The total number of foreign nationals by nationality/region was (1) the People’s Republic of China (7,424,274 people, a 24.7% increase compared to the previous year) at the highest, followed by (2) the Republic of Korea (5,339,079 people, a 27.1% decrease compared to the previous year), and then (3) the Republic of China (Taiwan) (4,520,610 people, a 2.6% increase compared to the previous year) (see Fig. 2, Table 4).

(Note 1) The "number of new arrivals" published by the Immigration Services Agency refers to the number of foreign nationals who were granted landing permission through a status of residence upon landing and those who are special permanent residents.
(Note 2) The goal of "doubling the number of foreign nationals visiting Japan to approximately 40 million by 2020, and tripling that number to approximately 60 million by 2030" (as part of the "Vision for Tourism to Support the Japan of Tomorrow" determined by the Vision for Tourism to Support the Japan of Tomorrow Conceptual Conference, held March 30, 2016), refers to the "Number of Foreign Nationals Visiting Japan" (as published by the Japan National Tourism Organization). This total (of foreign nationals entering Japan) excludes those who hold the "Permanent Resident," "Spouse or Child of a Japanese National," "Spouse or Child of a Permanent Resident," "Long-Term Resident," and "Special Permanent Resident" statuses of residence. The total number represents the sum of foreign nationals who were granted landing permissions for cruise ship tourism, stopped at ports of entry, or travelled through or stopped briefly in the country.
(Note 3) The "number of re-entrants" refers to the number of foreign nationals who reside in Japan mid to long-term for work or studies and have re-entered Japan after temporarily departing for sightseeing, going home, or business.

2. Foreign nationals who received special landing permission

The number of foreign nationals who received special landing permission (see Notes 4 through 11) was 4,961,505 people, a decrease of 4,002,916 people (7.5%) compared to the previous year (see Fig. 1-2, Table 1-2, Table 10).
Of those receiving special landing permission, those being granted cruise ship tourism permissions were the most common, at 2,026,307 people. Grouped by their country/region of origin, foreign nationals from the People's Republic of China were the most common (1,596,185 people; a decrease of 16% from the previous year), followed by the Republic of China (Taiwan) (281,595 people; an increase of 4.4%), then the People's Republic of China (Hong Kong) (38,712 people; a decrease of 8.8%) (see Table 11).

(Note 4) "Special Landing Permission" allows foreign nationals to enter Japan but does not confer a status of residence.

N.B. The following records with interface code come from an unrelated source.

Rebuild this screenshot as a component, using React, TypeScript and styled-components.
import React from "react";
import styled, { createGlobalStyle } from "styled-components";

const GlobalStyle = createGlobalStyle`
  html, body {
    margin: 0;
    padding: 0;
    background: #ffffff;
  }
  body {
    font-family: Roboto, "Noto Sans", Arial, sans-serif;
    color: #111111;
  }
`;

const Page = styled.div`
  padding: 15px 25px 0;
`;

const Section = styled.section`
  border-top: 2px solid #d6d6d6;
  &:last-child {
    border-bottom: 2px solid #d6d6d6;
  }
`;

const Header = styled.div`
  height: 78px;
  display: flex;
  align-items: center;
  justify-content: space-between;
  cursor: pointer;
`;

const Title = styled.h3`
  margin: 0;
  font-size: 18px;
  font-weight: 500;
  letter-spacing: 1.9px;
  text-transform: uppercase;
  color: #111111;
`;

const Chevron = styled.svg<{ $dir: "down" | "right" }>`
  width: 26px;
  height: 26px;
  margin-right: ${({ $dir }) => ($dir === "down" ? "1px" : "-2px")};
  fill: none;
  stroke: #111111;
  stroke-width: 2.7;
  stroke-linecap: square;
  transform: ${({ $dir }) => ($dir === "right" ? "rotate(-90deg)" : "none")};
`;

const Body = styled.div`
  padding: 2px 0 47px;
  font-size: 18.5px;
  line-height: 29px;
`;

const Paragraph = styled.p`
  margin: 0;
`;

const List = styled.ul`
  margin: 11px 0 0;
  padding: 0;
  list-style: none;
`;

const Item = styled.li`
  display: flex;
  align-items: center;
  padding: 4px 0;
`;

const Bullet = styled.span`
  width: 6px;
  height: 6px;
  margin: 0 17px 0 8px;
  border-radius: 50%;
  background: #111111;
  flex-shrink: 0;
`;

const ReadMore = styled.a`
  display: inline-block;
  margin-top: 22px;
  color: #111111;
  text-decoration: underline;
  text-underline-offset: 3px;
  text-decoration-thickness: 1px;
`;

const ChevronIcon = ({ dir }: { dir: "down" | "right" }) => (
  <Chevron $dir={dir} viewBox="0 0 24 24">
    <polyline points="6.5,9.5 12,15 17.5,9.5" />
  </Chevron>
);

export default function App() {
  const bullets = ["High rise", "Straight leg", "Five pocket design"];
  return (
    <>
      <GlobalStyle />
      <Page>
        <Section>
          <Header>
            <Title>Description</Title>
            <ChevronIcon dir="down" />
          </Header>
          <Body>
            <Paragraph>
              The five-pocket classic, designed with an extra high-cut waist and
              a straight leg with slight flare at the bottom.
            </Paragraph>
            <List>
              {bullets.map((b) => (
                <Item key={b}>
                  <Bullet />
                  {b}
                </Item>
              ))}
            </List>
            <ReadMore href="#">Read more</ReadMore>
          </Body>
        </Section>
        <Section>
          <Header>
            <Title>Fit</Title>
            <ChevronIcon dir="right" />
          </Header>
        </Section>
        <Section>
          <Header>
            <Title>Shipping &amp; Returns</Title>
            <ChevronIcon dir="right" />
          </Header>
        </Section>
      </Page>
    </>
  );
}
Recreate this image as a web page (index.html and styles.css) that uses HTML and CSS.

These permissions include "Cruise Ship Tourism," "Port of Entry Permission," "Transit Permission," "Crew Member Permission," "Emergency Permission," "Distress Permission," and "Temporary Asylum."
(Note 5) "Cruise Ship Tourism" landing permissions are granted for a period of no longer than 7 or 30 days by the Commissioner of the Immigration Services Agency to foreign nationals arriving on cruise ships (passenger vessels) for the purposes of sightseeing, on the condition that they return to their ship before it departs. There are two types of landing permission for cruise ship tourism: one-time permission and unrestricted permission. The figures published in this document are the numbers of foreign nationals who have received either of these permissions.
(Note 6) "Port of Entry" landing permissions are granted to foreign nationals who are stopping in Japan while on their way to another foreign country, for the purpose of shopping/resting/etc. near their point of entry (airport or harbor), for a period not exceeding 72 hours.
(Note 7) "Transit" landing permissions are granted to foreign nationals who are arriving on a vessel that is making stops at multiple ports of entry, allowing them to travel by land for the purpose of sightseeing, later rejoining their vessel at a different point of entry. This also applies to foreign nationals who are stopping in Japan while on their way to another foreign country, and must transfer from one point of entry (airport or harbor) to another in order to continue their journey. These permissions are granted for 15-day and 3-day periods, respectively.
(Note 8) "Crew Member" landing permissions are granted for a period of either 7 or 15 days to foreign nationals who are members of staff on cruise ships, etc. for the purpose of resting near their point of entry (airport or harbor). There are two types of landing permission for crew members: one-time permission and unrestricted permission. The figures published in this document are the numbers of foreign nationals who have received these permissions.
(Note 9) "Emergency" landing permissions are granted to foreign nationals (either passengers or crew members) who require urgent treatment for an illness, injury, or other physical ailment. This landing permission remains in effect until the ailment is resolved.
(Note 10) "Distress" landing permissions are granted to foreign nationals whose vessels are stranded/capsized or must make an emergency landing, etc. and who require first-aid or other emergency services. This landing permission is granted for a period of up to 30 days.
(Note 11) "Temporary Asylum" landing permissions are granted (when appropriate) to foreign nationals fleeing from an area where their existence, security, personal liberties and other freedoms were being threatened, as stipulated by the Refugee Convention.

3. Total number of foreign nationals who entered Japan

36,148,684 foreign nationals entered Japan in 2019 (Note 12), an increase of 682,161 people (1.9%) compared to the same period of the previous year and a record high (see Fig. 1-2, Table 1-2).

(Note 12) "Total number of foreign nationals who entered Japan" is the sum of the "number of foreign nationals who entered Japan" and the "number of foreign nationals who received special landing permission." This indicates the total number of people who have entered Japan.

4. Japanese nationals who departed from Japan

20,080,669 Japanese nationals departed Japan in 2019, an increase of 1,126,638 people (5.9%) compared to the same period of the previous year and a record high (see Fig. 1-1, Fig. 1-2, Table 1-1, Table 1-2).

(Note 13) The percentages displayed in this document are rounded down to the nearest tenth.